The sentencing stretched through Friday afternoon. At one point, a psychiatrist, Dr. Aron Wolf, testified on Rollins' behalf and said the former officer was a sex addict who gave in to his compulsions.
Statements from the victims were also read in court. Their words included mentions of lasting psychological damage and a distrust of police.
"We have to, as a society, be able to trust the police," one wrote. "We shouldn't have to be protected from them."
"I have such a huge uneasiness that I fear for my life even though this person is in jail," wrote another.
One of the victims wore dark sunglasses in court. Another leaned on her sister's shoulder. A third cried when her name was mentioned. As a policy, the Daily News does not identify victims of sexual assault.

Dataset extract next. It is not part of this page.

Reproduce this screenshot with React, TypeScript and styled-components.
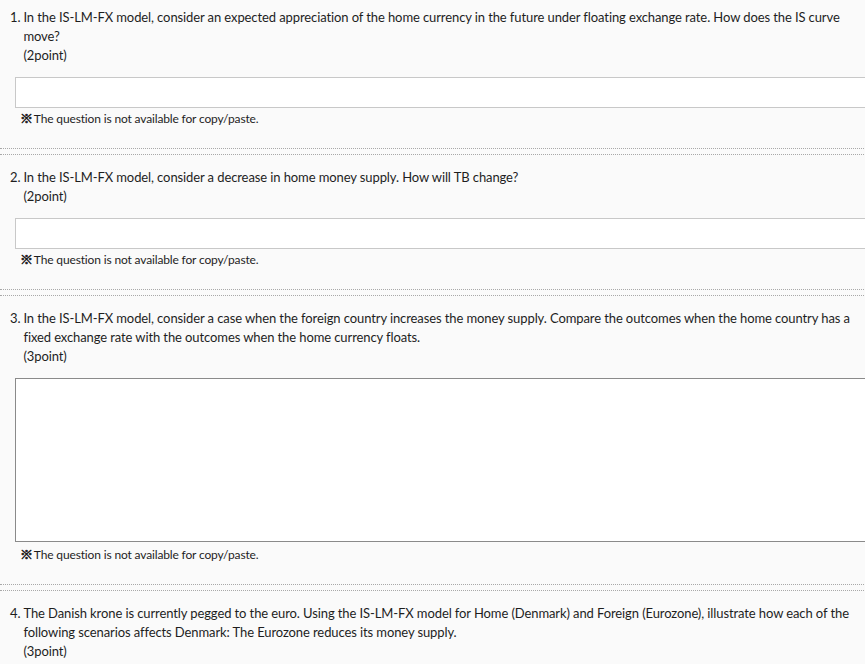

A father of one of the victims -- the first woman to level sexual assault allegations against the then-veteran officer -- also spoke to the court.
"These were calculated patterns of actions he carried out with multiple women. Anthony Rollins finally picked the wrong girl," the man said. "He's a serial rapist, plain and simple ... The police department dropped the ball on numerous occasions and could've prevented this from happening to my daughter."
He was referring to internal police reports, included in lawsuits against the city, the police department and Rollins, that showed the department investigated Rollins for having sex on the job but did not fire him.
After the hearing, the victim's father said he was happy with the lengthy sentence Rollins received.
"He's going to die in prison, which is dandy," he said.
Earlier, Police Chief Mark Mew also addressed the court and Rollins.
"You damaged the essential relationship of trust between our department and the public," Mew said to Rollins.
"I fear the damage here will never go away," Mew said. "Let's remember Rollins exercised free will and was in full control of his actions."
"Some people will try to shift as much blame as possible from Rollins to the police department, because that's where the money is," Mew said.
"No one can tolerate a liar. And that is the worst part of this mess, for us, as we strive every day to do a great job for our community, our neighbors and each other, Mew said. "Anthony Rollins, you may be going away. But the rest of us are stuck in the wreckage you have left in your wake."
Mew's comment about shifting blame was self-serving, the victim's father said later. It was also an act of intimidation directed toward the women, said an attorney for most of the victims, Christine Schleuss.
The police department could've prevented the rapes, and the lawsuits are seeking answers and solutions, Schleuss said.
"That's not a shift of blame. That's where the blame belongs," she said.
Rollins read a statement to the judge and asked for the minimum sentence. In it, he briefly apologized to his victims and to his wife, who is also a police officer.
"I've sinned against God and my wife, both of whom I've asked for forgiveness," Rollins said. Most of Rollins' statement was about his accomplishments as a police officer.
At one point, Rollins mentioned a past award he'd received from a sexual assault prevention organization, Standing Together Against Rape.
"My care and compassion for victims of sexual assault has not changed as a result of the trial," he said.
Later, Judge Volland said he shook his head in disbelief when he heard that part of the statement.
"What I heard did not advance his prospects of rehabilitation, in my mind," Volland said. "This is not about infidelity or poor judgment. This is about sexual assault using his authority as a police officer."
Even with the possibility of parole, Rollins will be well into his 90s before he's released from prison, Volland said. That is, if Rollins lives that long, the judge noted.